3. For the final meeting discussed herein, we are talking about a pre-sales or scoping type call, where the primary meeting driver is a business person. This person does not wish to hear details past the 100 level of “yes, this technical solution in this format answers your specific, outlined business need” or “the proposed solution can be accomplished with minimal or no downtime for the end-user” or something of that ilk. I remember a meeting where the business leader asked a question where the answer needed to be couched in risk management terms. The engineer gave a long-winded technical answer, which did not address what was asked. Oopsie! Minus 5 points.

Luckily, people at that level totally understand the answer methodology from scenario 1. Give an active listening (you do know what that is, right?) response, write down the question on the spot, right in front of them, and then follow-up before when you say you will.

If you are a bit confused as to what the difference between a 100, 200, 300, or 400 level answer is, think a bit on this:

100 = Organizational, business requirement. A business issue/problem that needs resolution. Time, effort level, risk, measurable outcomes. The big picture seen from resources, calendar, CAPEX, OPEX, etc. Risk Management, gap analysis, scope, impact.

200 = How is the solution going to work in broad terms? High-level Visio diagrams.

300 = Architecture/design. Think detailed Visio depictions.

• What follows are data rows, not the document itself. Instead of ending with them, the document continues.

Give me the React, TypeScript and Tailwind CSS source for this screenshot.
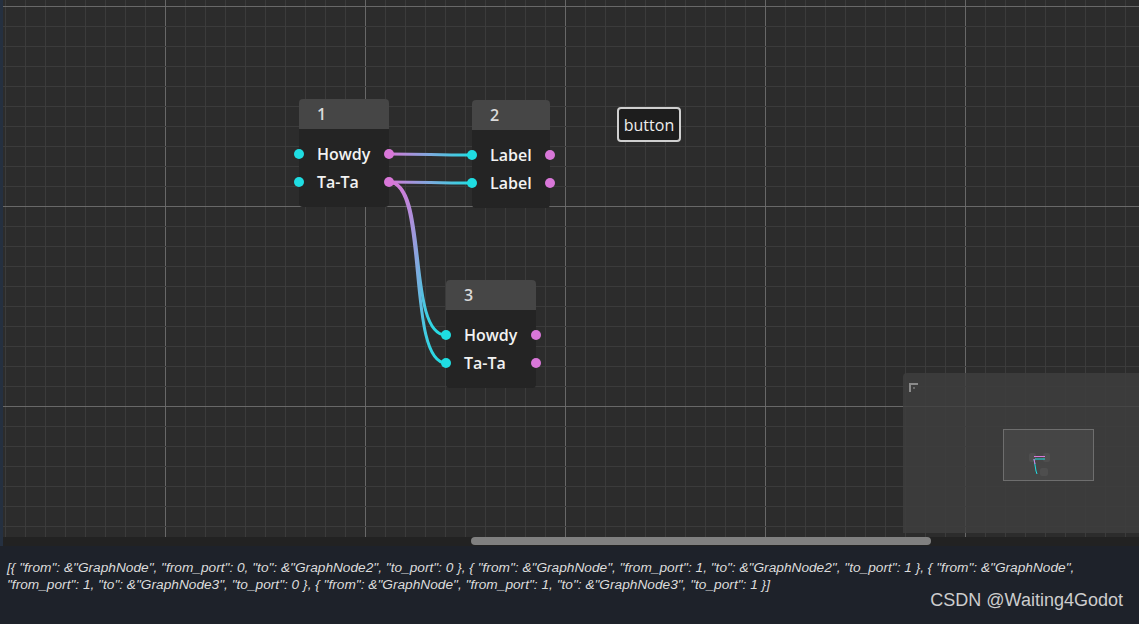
import React from 'react';

const CANVAS_W = 1136;
const CANVAS_H = 537;

type Node = {
    id: string;
    title: string;
    x: number;
    y: number;
    w: number;
    rows: string[];
};

const nodes: Node[] = [
    { id: 'n1', title: '1', x: 296, y: 99, w: 90, rows: ['Howdy', 'Ta-Ta'] },
    { id: 'n2', title: '2', x: 469, y: 100, w: 78, rows: ['Label', 'Label'] },
    { id: 'n3', title: '3', x: 443, y: 280, w: 90, rows: ['Howdy', 'Ta-Ta'] },
];

// port centre = node top + header(30) + padding(11) + row*28 + 14
const portY = (n: Node, row: number) => n.y + 30 + 11 + row * 28 + 14;

const wires = [
    { from: [0, 0], to: [1, 0] },
    { from: [0, 1], to: [1, 1] },
    { from: [0, 1], to: [2, 0] },
    { from: [0, 1], to: [2, 1] },
];

function Grid() {
    const v: number[] = [];
    for (let x = 2; x < CANVAS_W; x += 20) v.push(x);
    const h: number[] = [];
    for (let y = 6; y < CANVAS_H; y += 20) h.push(y);
    return (
        <svg className="absolute inset-0" width={CANVAS_W} height={CANVAS_H}>
            {v.map((x) => (
                <line
                    key={'v' + x}
                    x1={x + 0.5}
                    x2={x + 0.5}
                    y1={0}
                    y2={CANVAS_H}
                    stroke={(x - 162) % 200 === 0 ? '#686868' : '#3b3b3b'}
                    strokeWidth={1}
                />
            ))}
            {h.map((y) => (
                <line
                    key={'h' + y}
                    y1={y + 0.5}
                    y2={y + 0.5}
                    x1={0}
                    x2={CANVAS_W}
                    stroke={(y - 6) % 200 === 0 ? '#686868' : '#3b3b3b'}
                    strokeWidth={1}
                />
            ))}
        </svg>
    );
}

function Wires() {
    const ends = wires.map((w) => {
        const a = nodes[w.from[0]];
        const b = nodes[w.to[0]];
        return {
            x1: a.x + a.w,
            y1: portY(a, w.from[1]),
            x2: b.x,
            y2: portY(b, w.to[1]),
        };
    });
    return (
        <svg className="absolute inset-0" width={CANVAS_W} height={CANVAS_H}>
            <defs>
                {ends.map((e, i) => (
                    <linearGradient
                        key={i}
                        id={'wg' + i}
                        gradientUnits="userSpaceOnUse"
                        x1={e.x1}
                        y1={e.y1}
                        x2={e.x2}
                        y2={e.y2}
                    >
                        <stop offset="0" stopColor="#d779d9" />
                        <stop offset="1" stopColor="#22dde3" />
                    </linearGradient>
                ))}
            </defs>
            {ends.map((e, i) => {
                const c = 40;
                return (
                    <path
                        key={i}
                        d={`M${e.x1} ${e.y1} C${e.x1 + c} ${e.y1} ${e.x2 - c} ${e.y2} ${e.x2} ${e.y2}`}
                        fill="none"
                        stroke={`url(#wg${i})`}
                        strokeWidth={3}
                        strokeLinecap="round"
                    />
                );
            })}
        </svg>
    );
}

function GraphNode({ node }: { node: Node }) {
    return (
        <div
            className="absolute"
            style={{ left: node.x, top: node.y, width: node.w }}
        >
            <div className="h-[30px] rounded-t-[4px] bg-[#464646] pl-[18px] flex items-center text-[16px] text-[#dadada]">
                {node.title}
            </div>
            <div className="rounded-b-[4px] bg-[#242424] py-[11px]">
                {node.rows.map((r, i) => (
                    <div key={i} className="relative h-[28px] flex items-center pl-[18px] text-[16px] text-[#f2f2f2]">
                        {r}
                        <span className="absolute left-[-5px] top-[9px] h-[10px] w-[10px] rounded-full bg-[#1fdde2]" />
                        <span className="absolute right-[-5px] top-[9px] h-[10px] w-[10px] rounded-full bg-[#d977d9]" />
                    </div>
                ))}
            </div>
        </div>
    );
}

function Minimap() {
    return (
        <div className="absolute left-[900px] top-[373px] right-0 h-[160px] rounded-tl-[4px] bg-[rgba(62,62,62,0.82)]">
            <svg className="absolute left-[6px] top-[10px]" width="10" height="10" viewBox="0 0 10 10">
                <path d="M0 0H9V2H2V9H0Z" fill="#8a8a8a" />
                <rect x="4" y="4" width="2" height="2" fill="#6a6a6a" />
            </svg>
            <div className="absolute left-[100px] top-[56px] w-[91px] h-[52px] border border-[#6e6e6e] bg-[rgba(90,90,90,0.35)]" />
            <svg className="absolute left-[120px] top-[70px]" width="40" height="36">
                <rect x="6" y="10" width="7" height="9" rx="2" fill="#4e4e4e" />
                <rect x="20" y="10" width="7" height="9" rx="2" fill="#4e4e4e" />
                <rect x="17" y="25" width="8" height="8" rx="2" fill="#4e4e4e" />
                <line x1="11" y1="13.5" x2="22" y2="13.5" stroke="#d779d9" strokeWidth="1" />
                <line x1="12" y1="16" x2="22" y2="16" stroke="#22dde3" strokeWidth="1" />
                <path d="M11 16 L13 28 L14 31" stroke="#22dde3" strokeWidth="1" fill="none" />
                <path d="M11 16 L12 21" stroke="#d779d9" strokeWidth="1" fill="none" />
            </svg>
        </div>
    );
}

export default function App() {
    return (
        <div
            className="w-[1139px] h-[624px] flex flex-col overflow-hidden bg-[#1e222a]"
            style={{ fontFamily: '"Open Sans", "Noto Sans", sans-serif' }}
        >
            <div className="flex h-[546px]">
                <div className="w-[3px] bg-[#253040]" />
                <div className="flex-1 flex flex-col">
                    <div className="relative h-[537px] overflow-hidden bg-[#2c2c2c] font-semibold">
                        <Grid />
                        <Wires />
                        {nodes.map((n) => (
                            <GraphNode key={n.id} node={n} />
                        ))}
                        <div className="absolute left-[614px] top-[107px] w-[64px] h-[35px] rounded-[4px] border-2 border-[#cfcfcf] bg-[#1d1d1d] flex items-center justify-center text-[16px] text-[#eeeeee] font-normal">
                            button
                        </div>
                        <Minimap />
                    </div>
                    <div className="h-[9px] bg-[#222222]">
                        <div className="ml-[468px] w-[460px] h-[8px] rounded-full bg-[#808080]" />
                    </div>
                </div>
            </div>
            <div
                className="relative flex-1 px-[7px] pt-[13px] text-[13.7px] leading-[17px] italic text-[#dcdcdc]"
                style={{ fontFamily: '"Liberation Sans", sans-serif' }}
            >
                <div className="whitespace-nowrap">
                    [{'{'} "from": &amp;"GraphNode", "from_port": 0, "to": &amp;"GraphNode2", "to_port": 0 {'}'}, {'{'} "from": &amp;"GraphNode", "from_port": 1, "to": &amp;"GraphNode2", "to_port": 1 {'}'}, {'{'} "from": &amp;"GraphNode",
                </div>
                <div className="whitespace-nowrap">
                    "from_port": 1, "to": &amp;"GraphNode3", "to_port": 0 {'}'}, {'{'} "from": &amp;"GraphNode", "from_port": 1, "to": &amp;"GraphNode3", "to_port": 1 {'}'}]
                </div>
                <div className="absolute right-[16px] top-[46px] text-[18px] not-italic text-[#cdcdcd]">
                    CSDN @Waiting4Godot
                </div>
            </div>
        </div>
    );
}
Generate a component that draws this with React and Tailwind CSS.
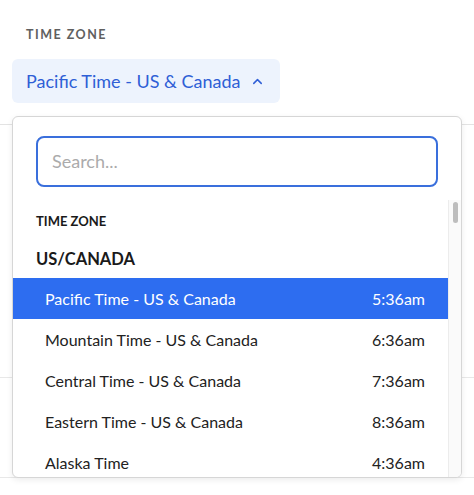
import React from 'react';
import { ChevronUp } from 'lucide-react';

const ZONES = [
  { name: 'Pacific Time - US & Canada', time: '5:36am', active: true },
  { name: 'Mountain Time - US & Canada', time: '6:36am' },
  { name: 'Central Time - US & Canada', time: '7:36am' },
  { name: 'Eastern Time - US & Canada', time: '8:36am' },
  { name: 'Alaska Time', time: '4:36am' },
];

export default function App() {
  return (
    <div
      className="relative h-[495px] w-[474px] overflow-hidden bg-white"
      style={{ fontFamily: 'Lato, "Noto Sans", sans-serif' }}
    >
      {/* page behind the popover */}
      <div className="h-[125px] border-b border-[#e3e3e3] pt-[28px]">
        <div className="pl-[26px] text-[12.5px] font-bold leading-[14px] tracking-[0.12em] text-[#606060]">
          TIME ZONE
        </div>
        <button className="ml-[12px] mt-[17px] flex h-[44px] w-[268px] items-center gap-[10px] rounded-md bg-[#edf3fd] px-[14px] text-[18px] text-[#2f5fd6]">
          <span>Pacific Time - US &amp; Canada</span>
          <ChevronUp size={15} strokeWidth={2.4} />
        </button>
      </div>
      <div className="h-[253px] border-b border-[#e8e8e8]" />
      <div className="h-[100px] border-b border-[#e8e8e8]" />

      {/* dropdown */}
      <div className="absolute left-[12px] top-[116px] flex h-[362px] w-[450px] flex-col overflow-hidden rounded-md border border-[#d6d6d6] bg-white shadow-[0_2px_6px_rgba(0,0,0,0.08)]">
        <div className="px-[23px] pt-[19px]">
          <div className="flex h-[51px] items-center rounded-lg border-2 border-[#3a6fdc] px-[14px] text-[18px] text-[#ababab]">
            Search...
          </div>
        </div>

        <div className="mt-[13px] flex min-h-0 flex-1">
          <div className="flex-1">
            <div className="flex h-[44px] items-center pl-[23px] text-[13px] font-bold text-[#1a1a1a]">
              TIME ZONE
            </div>
            <div className="flex h-[34px] items-start pl-[23px] pt-[3px] text-[16.5px] font-bold text-[#1a1a1a]">
              US/CANADA
            </div>
            {ZONES.map((z) => (
              <div
                key={z.name}
                className={
                  'flex h-[41px] items-center justify-between pl-[32px] pr-[23px] text-[16px] ' +
                  (z.active ? 'bg-[#2d6df0] text-white' : 'text-[#222]')
                }
              >
                <span>{z.name}</span>
                <span>{z.time}</span>
              </div>
            ))}
          </div>
          {/* scrollbar */}
          <div className="w-[13px] border-l border-[#ececec] bg-[#fafafa] pt-[2px]">
            <div className="mx-auto h-[21px] w-[5px] rounded-full bg-[#bdbdbd]" />
          </div>
        </div>
      </div>
    </div>
  );
}
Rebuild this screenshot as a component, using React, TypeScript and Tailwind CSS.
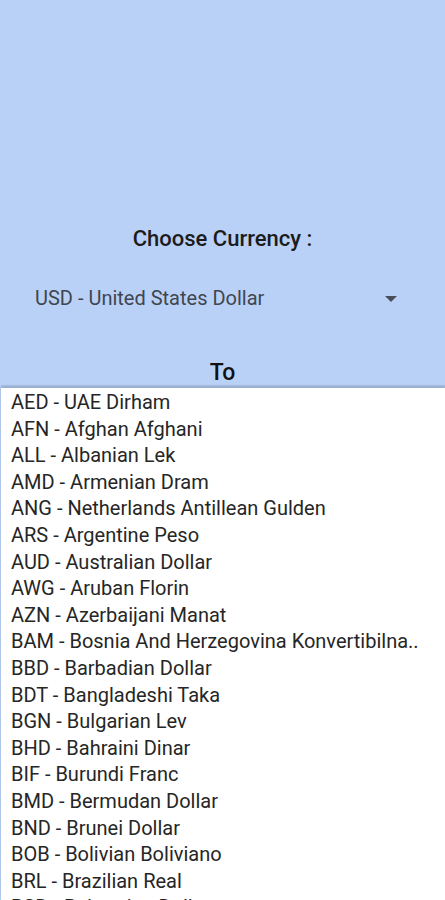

400 = The weeds. My standard as-built document is 31 sheets in an Excel workbook replete with FQDN’s, IP’s firewall rules, et cetera. The server install sheet runs about 85 lines down the page.

If you have a meeting where the C’x’O (or equivalent) is present, then make sure your answers to overall questions remains aimed at the business unless you are specifically asked for details. If the meeting is above the technical delivery team, then stay in the 100-200-250 zone. The communication process for each of the outlined levels is the same. Identify the players in the room and tailor your communication.